Their grandmother sneaked back into Darfur two weeks ago to try to find their older 
brother, so their widowed aunt is caring for them. Her situation has improved enough 
that she fed me a home-cooked breakfast on the ground outside her tent.

     The improvement for the refugees in Chad underscores how easy it is to save lives 
in a situation like this. Just a dollop of international attention led Sudan to rein 
in the Janjaweed to some degree, and to provide more humanitarian access. An 
international aid effort, overseen by the U.N., is saving countless lives by spending 
as much in a year as we spend in Iraq in a few days.

     I wish President Bush had done more to help Darfur.

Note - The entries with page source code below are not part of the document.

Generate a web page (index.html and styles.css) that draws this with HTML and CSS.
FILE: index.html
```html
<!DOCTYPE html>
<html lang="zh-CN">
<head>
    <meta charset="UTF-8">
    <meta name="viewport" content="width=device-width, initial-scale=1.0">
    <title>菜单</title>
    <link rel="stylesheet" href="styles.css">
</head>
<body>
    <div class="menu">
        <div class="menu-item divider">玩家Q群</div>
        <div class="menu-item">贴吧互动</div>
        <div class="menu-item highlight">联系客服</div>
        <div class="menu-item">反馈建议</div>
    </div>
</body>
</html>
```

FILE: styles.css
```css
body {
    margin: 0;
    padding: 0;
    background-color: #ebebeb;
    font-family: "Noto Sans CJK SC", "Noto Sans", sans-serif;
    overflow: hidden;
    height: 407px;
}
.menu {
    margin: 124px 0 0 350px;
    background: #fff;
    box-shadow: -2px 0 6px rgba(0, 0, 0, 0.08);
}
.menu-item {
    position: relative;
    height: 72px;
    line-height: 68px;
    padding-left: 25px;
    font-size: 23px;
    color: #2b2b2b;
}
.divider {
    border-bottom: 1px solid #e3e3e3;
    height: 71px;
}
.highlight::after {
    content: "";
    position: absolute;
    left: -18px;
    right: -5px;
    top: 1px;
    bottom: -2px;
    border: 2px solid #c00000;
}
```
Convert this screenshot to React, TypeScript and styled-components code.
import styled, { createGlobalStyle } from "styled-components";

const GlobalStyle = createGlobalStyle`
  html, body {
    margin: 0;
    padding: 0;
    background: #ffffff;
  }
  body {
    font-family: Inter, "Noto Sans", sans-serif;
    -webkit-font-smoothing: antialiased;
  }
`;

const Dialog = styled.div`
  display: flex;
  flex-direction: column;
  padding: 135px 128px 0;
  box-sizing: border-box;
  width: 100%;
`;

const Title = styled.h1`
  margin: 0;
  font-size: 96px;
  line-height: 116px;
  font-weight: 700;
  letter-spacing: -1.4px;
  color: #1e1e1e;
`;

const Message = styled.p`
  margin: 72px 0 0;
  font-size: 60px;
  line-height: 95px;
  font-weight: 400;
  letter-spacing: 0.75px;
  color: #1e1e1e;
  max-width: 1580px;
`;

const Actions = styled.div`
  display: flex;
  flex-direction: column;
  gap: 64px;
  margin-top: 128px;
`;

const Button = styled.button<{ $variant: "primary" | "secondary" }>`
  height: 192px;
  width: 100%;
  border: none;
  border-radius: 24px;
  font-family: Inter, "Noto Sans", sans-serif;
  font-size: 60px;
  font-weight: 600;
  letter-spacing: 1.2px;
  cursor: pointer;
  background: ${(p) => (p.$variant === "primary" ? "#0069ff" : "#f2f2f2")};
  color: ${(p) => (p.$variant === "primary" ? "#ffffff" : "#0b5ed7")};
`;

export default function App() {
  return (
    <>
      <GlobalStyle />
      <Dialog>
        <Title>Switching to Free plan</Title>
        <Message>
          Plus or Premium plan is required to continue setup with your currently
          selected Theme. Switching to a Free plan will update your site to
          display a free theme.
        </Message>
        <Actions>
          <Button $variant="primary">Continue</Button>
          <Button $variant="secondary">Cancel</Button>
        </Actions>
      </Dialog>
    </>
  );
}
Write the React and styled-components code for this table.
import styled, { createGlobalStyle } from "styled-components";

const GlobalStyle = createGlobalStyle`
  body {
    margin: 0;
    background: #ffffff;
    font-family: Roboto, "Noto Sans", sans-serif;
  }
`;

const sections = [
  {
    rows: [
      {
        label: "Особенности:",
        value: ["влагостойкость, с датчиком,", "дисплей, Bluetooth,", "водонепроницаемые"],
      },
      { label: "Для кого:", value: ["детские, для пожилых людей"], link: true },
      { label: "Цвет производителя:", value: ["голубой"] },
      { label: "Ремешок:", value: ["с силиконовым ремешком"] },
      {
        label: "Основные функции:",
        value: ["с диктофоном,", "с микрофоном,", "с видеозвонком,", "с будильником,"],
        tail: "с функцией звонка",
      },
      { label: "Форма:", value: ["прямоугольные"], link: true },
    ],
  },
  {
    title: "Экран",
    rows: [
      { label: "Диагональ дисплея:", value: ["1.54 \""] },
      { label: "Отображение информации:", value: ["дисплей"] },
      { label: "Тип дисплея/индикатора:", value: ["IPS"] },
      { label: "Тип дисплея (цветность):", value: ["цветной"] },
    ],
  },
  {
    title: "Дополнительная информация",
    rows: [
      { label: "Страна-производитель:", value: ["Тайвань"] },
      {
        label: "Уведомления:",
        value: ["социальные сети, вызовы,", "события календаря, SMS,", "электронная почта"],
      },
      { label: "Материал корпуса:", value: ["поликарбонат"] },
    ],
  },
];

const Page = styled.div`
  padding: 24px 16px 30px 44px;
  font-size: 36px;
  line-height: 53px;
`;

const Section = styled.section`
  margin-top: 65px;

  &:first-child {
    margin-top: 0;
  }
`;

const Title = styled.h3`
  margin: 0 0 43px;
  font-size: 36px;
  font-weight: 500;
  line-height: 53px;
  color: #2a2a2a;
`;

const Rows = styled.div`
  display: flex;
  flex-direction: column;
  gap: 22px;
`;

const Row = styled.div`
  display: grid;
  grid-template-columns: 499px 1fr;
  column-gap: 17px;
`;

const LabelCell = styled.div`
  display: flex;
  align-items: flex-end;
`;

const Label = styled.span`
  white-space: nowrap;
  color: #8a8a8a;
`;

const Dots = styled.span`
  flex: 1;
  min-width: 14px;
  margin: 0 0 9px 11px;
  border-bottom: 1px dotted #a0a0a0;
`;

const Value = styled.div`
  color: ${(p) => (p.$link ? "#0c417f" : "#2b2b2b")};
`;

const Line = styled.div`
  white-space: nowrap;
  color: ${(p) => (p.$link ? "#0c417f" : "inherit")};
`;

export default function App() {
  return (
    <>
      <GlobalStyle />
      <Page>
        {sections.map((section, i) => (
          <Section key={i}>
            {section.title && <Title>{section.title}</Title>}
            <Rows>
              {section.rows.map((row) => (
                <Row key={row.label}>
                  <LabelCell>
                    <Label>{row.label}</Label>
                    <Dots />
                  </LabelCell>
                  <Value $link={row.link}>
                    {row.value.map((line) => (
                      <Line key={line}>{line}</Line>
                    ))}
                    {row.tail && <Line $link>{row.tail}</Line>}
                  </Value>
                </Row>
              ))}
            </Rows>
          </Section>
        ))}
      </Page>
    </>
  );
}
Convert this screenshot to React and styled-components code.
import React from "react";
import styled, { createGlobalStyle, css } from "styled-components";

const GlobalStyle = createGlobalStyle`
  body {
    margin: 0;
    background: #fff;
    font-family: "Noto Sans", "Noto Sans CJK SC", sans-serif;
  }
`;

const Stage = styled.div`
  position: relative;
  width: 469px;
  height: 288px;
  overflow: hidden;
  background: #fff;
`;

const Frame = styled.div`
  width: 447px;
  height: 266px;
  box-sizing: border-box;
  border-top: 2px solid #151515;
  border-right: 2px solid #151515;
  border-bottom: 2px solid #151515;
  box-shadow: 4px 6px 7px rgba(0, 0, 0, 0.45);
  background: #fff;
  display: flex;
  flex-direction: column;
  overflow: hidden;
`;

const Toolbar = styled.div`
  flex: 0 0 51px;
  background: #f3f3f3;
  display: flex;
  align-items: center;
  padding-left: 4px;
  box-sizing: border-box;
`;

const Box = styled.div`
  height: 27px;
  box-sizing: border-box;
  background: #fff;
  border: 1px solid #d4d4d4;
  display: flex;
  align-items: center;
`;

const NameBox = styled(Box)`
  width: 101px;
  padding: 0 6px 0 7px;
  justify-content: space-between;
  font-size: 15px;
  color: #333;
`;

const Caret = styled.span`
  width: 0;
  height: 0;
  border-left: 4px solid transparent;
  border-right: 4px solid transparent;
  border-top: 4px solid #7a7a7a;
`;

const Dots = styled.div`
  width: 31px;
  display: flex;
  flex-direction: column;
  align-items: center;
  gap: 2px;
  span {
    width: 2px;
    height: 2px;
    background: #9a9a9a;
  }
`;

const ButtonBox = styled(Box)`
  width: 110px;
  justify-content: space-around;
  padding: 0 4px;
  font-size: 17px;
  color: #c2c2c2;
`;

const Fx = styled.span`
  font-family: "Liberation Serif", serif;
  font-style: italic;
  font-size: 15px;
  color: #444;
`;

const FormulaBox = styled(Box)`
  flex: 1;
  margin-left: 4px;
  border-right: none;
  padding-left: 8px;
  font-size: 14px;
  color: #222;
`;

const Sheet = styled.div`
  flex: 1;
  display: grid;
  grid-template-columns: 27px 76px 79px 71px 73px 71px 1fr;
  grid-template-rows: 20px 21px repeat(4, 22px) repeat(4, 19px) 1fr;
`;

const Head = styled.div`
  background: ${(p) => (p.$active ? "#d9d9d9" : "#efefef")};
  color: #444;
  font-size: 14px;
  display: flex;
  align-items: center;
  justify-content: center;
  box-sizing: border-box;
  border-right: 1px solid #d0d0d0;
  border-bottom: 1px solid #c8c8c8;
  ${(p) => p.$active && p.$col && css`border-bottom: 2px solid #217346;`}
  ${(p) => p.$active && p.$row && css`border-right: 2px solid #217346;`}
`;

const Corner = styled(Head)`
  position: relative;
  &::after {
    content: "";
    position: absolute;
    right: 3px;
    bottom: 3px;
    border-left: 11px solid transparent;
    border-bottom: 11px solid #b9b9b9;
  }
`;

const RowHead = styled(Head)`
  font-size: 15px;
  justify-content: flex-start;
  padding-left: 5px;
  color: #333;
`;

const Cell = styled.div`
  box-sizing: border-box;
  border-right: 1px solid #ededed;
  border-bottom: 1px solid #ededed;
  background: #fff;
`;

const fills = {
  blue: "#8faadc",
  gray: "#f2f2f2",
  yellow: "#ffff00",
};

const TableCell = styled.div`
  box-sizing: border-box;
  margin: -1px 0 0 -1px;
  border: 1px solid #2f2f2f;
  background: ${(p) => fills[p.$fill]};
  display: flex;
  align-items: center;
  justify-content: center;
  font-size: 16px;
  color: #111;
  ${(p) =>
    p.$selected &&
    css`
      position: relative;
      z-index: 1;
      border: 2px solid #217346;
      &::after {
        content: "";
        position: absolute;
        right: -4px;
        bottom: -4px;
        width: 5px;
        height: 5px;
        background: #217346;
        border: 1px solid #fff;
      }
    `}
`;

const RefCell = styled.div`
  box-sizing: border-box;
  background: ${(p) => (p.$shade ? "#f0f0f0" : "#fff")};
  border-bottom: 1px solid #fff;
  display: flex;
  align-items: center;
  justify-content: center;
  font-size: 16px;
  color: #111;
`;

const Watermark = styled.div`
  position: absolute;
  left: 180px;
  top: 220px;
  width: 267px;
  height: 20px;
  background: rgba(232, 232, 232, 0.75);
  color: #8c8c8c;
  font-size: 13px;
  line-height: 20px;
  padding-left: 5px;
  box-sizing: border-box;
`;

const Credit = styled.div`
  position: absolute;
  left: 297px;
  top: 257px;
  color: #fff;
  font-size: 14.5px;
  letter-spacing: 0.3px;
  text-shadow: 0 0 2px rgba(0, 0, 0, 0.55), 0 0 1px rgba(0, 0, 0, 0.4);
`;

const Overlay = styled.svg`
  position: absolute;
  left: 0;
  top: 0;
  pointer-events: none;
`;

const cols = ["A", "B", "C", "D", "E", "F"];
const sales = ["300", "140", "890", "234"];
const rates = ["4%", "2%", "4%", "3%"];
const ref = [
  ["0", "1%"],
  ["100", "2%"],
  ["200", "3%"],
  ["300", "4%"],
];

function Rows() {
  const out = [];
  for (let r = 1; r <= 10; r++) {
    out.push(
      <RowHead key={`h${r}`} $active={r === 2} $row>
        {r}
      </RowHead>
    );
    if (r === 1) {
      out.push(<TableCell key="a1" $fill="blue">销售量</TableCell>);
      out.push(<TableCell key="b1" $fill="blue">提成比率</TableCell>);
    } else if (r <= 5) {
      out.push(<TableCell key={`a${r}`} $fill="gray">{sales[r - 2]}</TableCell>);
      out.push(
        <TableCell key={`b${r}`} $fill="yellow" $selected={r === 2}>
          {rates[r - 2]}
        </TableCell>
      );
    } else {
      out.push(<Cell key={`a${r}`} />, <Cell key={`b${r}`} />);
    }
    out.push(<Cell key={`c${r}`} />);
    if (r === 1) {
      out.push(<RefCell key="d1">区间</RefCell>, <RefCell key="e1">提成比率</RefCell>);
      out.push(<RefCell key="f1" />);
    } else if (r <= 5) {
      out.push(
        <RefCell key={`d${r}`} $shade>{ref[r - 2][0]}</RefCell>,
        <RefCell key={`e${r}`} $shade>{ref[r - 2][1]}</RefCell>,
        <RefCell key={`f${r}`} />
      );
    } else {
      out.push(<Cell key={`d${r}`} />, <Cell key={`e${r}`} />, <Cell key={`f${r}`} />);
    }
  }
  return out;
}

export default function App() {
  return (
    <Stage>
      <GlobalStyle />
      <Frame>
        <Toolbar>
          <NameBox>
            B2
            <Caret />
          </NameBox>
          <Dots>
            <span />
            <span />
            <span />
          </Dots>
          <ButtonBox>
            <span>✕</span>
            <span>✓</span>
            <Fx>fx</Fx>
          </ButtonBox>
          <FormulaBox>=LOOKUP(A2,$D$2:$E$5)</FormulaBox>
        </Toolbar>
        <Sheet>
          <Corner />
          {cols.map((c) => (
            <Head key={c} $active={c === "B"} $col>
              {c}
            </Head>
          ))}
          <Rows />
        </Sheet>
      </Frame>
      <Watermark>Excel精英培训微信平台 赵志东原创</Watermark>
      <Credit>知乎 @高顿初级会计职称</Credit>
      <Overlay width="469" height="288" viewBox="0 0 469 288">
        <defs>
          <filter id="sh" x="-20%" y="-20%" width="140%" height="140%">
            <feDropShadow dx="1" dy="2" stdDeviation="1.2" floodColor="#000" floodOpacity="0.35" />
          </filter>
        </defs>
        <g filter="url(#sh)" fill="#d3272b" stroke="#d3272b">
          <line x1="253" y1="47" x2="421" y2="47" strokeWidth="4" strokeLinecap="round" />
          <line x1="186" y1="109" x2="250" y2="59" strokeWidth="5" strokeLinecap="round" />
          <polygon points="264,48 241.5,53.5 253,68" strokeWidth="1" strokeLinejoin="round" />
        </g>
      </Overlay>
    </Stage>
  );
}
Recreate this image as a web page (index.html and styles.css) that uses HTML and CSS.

But he has done more than 
just about any other leader, and his legacy will be hundreds of thousands of lives 
saved in Darfur - but also tens of thousands of deaths that could have been averted if 
he had acted earlier.

     Dr. David Nabarro of the World Health Organization estimates that within Darfur 
itself, 70,000 people have perished since March 1 of hunger and illness. Add the 
deaths from violence, the deaths of refugees in Chad and the deaths before March 1, 
and my guess is that the Darfur genocide has claimed more than 100,000 lives so far - 
and the total is still rising by 5,000 to 10,000 deaths per month.

     If a halfhearted effort can save hundreds of thousands of lives - without 
dispatching troops, without a visit to the region by Mr. Bush, without providing all 
the money that is needed - then imagine what we could accomplish if we took serious 
action.

     Sudan's leaders are not Taliban-style fanatics. They are pragmatists who engaged 
in genocide because they thought it was the simplest way to end unrest among tribal 
peoples in Darfur. If we raise the costs of ethnic cleansing with a no-fly zone, an 
arms embargo, travel restrictions on senior officials and other targeted sanctions, 
then I think they can be persuaded to negotiate seriously toward peace.

     The history of genocide in the last century is one in which well-meaning 
Americans were distressed as Turks slaughtered Armenians, Nazis rounded up Jews and 
Gypsies, and Serbs wiped out Bosnians - but because there were no good or easy 
options, they did nothing.

     Note to Mr. Bush: This time, we can still redeem ourselves - but time is running 
out, at the rate of 200 lives a day.